2040 considers Velvet’s future and ours

It is also here where we also first get a taste of the teeny, tiny, expert men that populate the documentary, made to look like Polly Pocket dolls so I guess we don’t get bored by the scary, brainy, things they are saying. As someone who loves New World miniatures even though they now make me sick because of all the fucking plastic argh all the plastic fml, I was absolutely charmed to see them pop up every now and again with their clear-eyed solutions and their bestselling book titles for me to definitely not read later. 

Also, I’ve just realised in this exact moment that I think this documentary might be for children. 

Beyond the mini-men, there are some pretty huge solutions. His journey takes him around the world in a carbon-spewing plane, to meet people implementing positive environmental changes right now. In a village in Bangladesh, a young genius has rigged up a solar grid that gives every household the option of sharing their power to those around them. Gameau then flashes forward to how it could be incorporated into Velvet’s life in 2040. Bafflingly, she has kept the name Velvet, but is using solar sharing to gift her neighbours power when she goes on holiday. 

A vision for 2040’s solar network

Each chapter of the documentary takes Gameau to a new location, bookended with cute kids talking about their futures down the barrel of the camera. Some hit hard (“I just want the future to be good”) and some just absolutely rock (“we should suck up all the rubbish and put it in the rubbish dimension”). Beyond reminding us who will be inheriting this Earth, of course a crucial point, rounding out each part with their dewy-eyed conclusions make for slightly juddery pacing. Throw me straight into the rubbish dimension, but I could have done with less of them. 

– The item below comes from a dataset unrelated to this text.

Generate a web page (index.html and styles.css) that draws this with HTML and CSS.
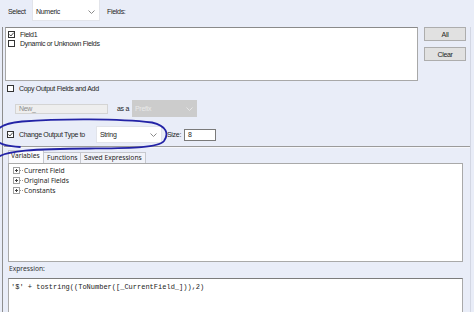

Because there’s a lot more to tackle here than cute kid vox pops. A trip from a traffic jam in New York to the slick driverless cars of Singapore treads a new path for public and private transport, although I’m not super convinced that by 2040 all the motorways will be obsolete and turned into glorious cabbage patches. Sorry Velvet. What did seem much more realistic is our growing awareness around plant-based diets and regenerative agriculture, with 2040 Velvet making an an absolute futuristic vege frittata like an absolute GC. 

See weed? That’s seaweed, baby

One of the biggest revelations was the role that humble seaweed could play in drawing out carbon from our atmosphere. Somewhere off the East Coast of the United States, a “marine permaculture system” aka a huge underwater seaweed duvet thing captures carbon in the air while also making the ocean less acidic. Turns out brown seaweed can grow 50cm a day and can be used as a food, a biofuel, a fertiliser, an alkalizer, a lipstick, a contour and an eyeshadow. Folks, it’s the Thin Lizzy of the sea, and maybe everything is going to be fine. 

Look, 2040 isn’t a perfect documentary. The animation tires a bit, and the final sequence made me want to wrap my head in metres and metres of fast-growing brown seaweed, never to be seen again. I’m also sure that anyone with more scientific knowledge than me, a person who once picked up a hardened human stool thinking it was a precious gem, could shoot holes in the sunny solutions apart in seconds. But, in these trying days where basically everything feels like a hardened human stool, I’m choosing to hold this up as a rare gem. Frankly, because I have to.